> _The problem_: Repeat, exactly and in full, the lines of the listing below, but without any pictures.

** Start of Materials provided **

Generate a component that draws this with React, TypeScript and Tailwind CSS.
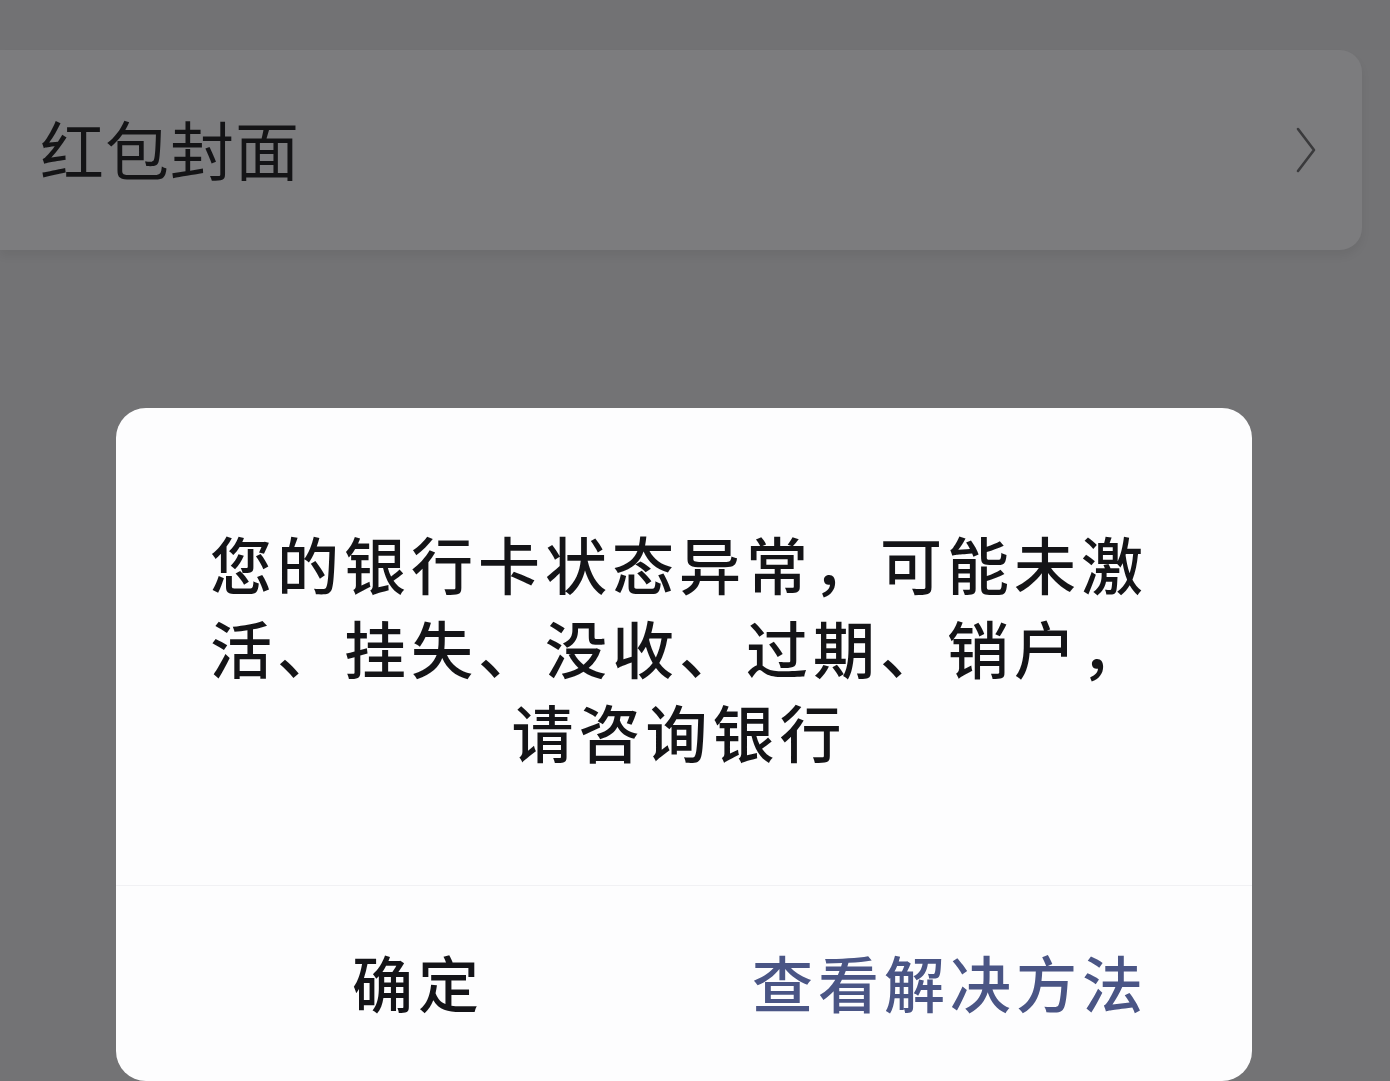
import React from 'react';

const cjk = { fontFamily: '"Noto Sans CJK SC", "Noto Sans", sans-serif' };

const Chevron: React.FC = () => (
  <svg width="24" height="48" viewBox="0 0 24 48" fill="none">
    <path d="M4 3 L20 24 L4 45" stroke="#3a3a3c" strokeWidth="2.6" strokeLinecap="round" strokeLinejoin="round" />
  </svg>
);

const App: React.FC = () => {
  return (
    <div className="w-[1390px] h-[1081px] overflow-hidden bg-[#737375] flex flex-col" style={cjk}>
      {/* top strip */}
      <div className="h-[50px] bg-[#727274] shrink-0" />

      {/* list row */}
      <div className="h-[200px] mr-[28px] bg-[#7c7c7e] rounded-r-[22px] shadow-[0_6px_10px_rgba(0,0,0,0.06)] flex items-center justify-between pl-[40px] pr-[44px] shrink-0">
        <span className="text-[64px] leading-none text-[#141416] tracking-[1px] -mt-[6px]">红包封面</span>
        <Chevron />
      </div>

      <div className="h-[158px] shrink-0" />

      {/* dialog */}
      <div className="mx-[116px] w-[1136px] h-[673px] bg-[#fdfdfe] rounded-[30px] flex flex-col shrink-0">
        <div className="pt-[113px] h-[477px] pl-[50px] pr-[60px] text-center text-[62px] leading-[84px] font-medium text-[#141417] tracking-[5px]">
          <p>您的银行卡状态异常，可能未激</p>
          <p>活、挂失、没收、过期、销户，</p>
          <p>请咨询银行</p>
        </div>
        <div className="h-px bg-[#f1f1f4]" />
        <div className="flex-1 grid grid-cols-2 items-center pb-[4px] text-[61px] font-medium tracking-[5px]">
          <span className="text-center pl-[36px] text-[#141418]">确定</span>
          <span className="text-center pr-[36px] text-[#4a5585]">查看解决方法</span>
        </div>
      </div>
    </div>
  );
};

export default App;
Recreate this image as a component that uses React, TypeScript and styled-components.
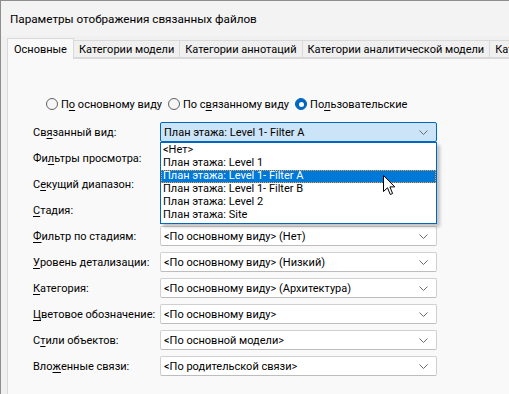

** End of Materials provided **

> _Exercise output_:
Generate a component that draws this with React, TypeScript and Tailwind CSS.
import React from 'react';

const cjk = { fontFamily: '"Noto Sans CJK SC", "Noto Sans", sans-serif' };

const Chevron: React.FC = () => (
  <svg width="24" height="48" viewBox="0 0 24 48" fill="none">
    <path d="M4 3 L20 24 L4 45" stroke="#3a3a3c" strokeWidth="2.6" strokeLinecap="round" strokeLinejoin="round" />
  </svg>
);

const App: React.FC = () => {
  return (
    <div className="w-[1390px] h-[1081px] overflow-hidden bg-[#737375] flex flex-col" style={cjk}>
      {/* top strip */}
      <div className="h-[50px] bg-[#727274] shrink-0" />

      {/* list row */}
      <div className="h-[200px] mr-[28px] bg-[#7c7c7e] rounded-r-[22px] shadow-[0_6px_10px_rgba(0,0,0,0.06)] flex items-center justify-between pl-[40px] pr-[44px] shrink-0">
        <span className="text-[64px] leading-none text-[#141416] tracking-[1px] -mt-[6px]">红包封面</span>
        <Chevron />
      </div>

      <div className="h-[158px] shrink-0" />

      {/* dialog */}
      <div className="mx-[116px] w-[1136px] h-[673px] bg-[#fdfdfe] rounded-[30px] flex flex-col shrink-0">
        <div className="pt-[113px] h-[477px] pl-[50px] pr-[60px] text-center text-[62px] leading-[84px] font-medium text-[#141417] tracking-[5px]">
          <p>您的银行卡状态异常，可能未激</p>
          <p>活、挂失、没收、过期、销户，</p>
          <p>请咨询银行</p>
        </div>
        <div className="h-px bg-[#f1f1f4]" />
        <div className="flex-1 grid grid-cols-2 items-center pb-[4px] text-[61px] font-medium tracking-[5px]">
          <span className="text-center pl-[36px] text-[#141418]">确定</span>
          <span className="text-center pr-[36px] text-[#4a5585]">查看解决方法</span>
        </div>
      </div>
    </div>
  );
};

export default App;
Recreate this image as a component that uses React, TypeScript and styled-components.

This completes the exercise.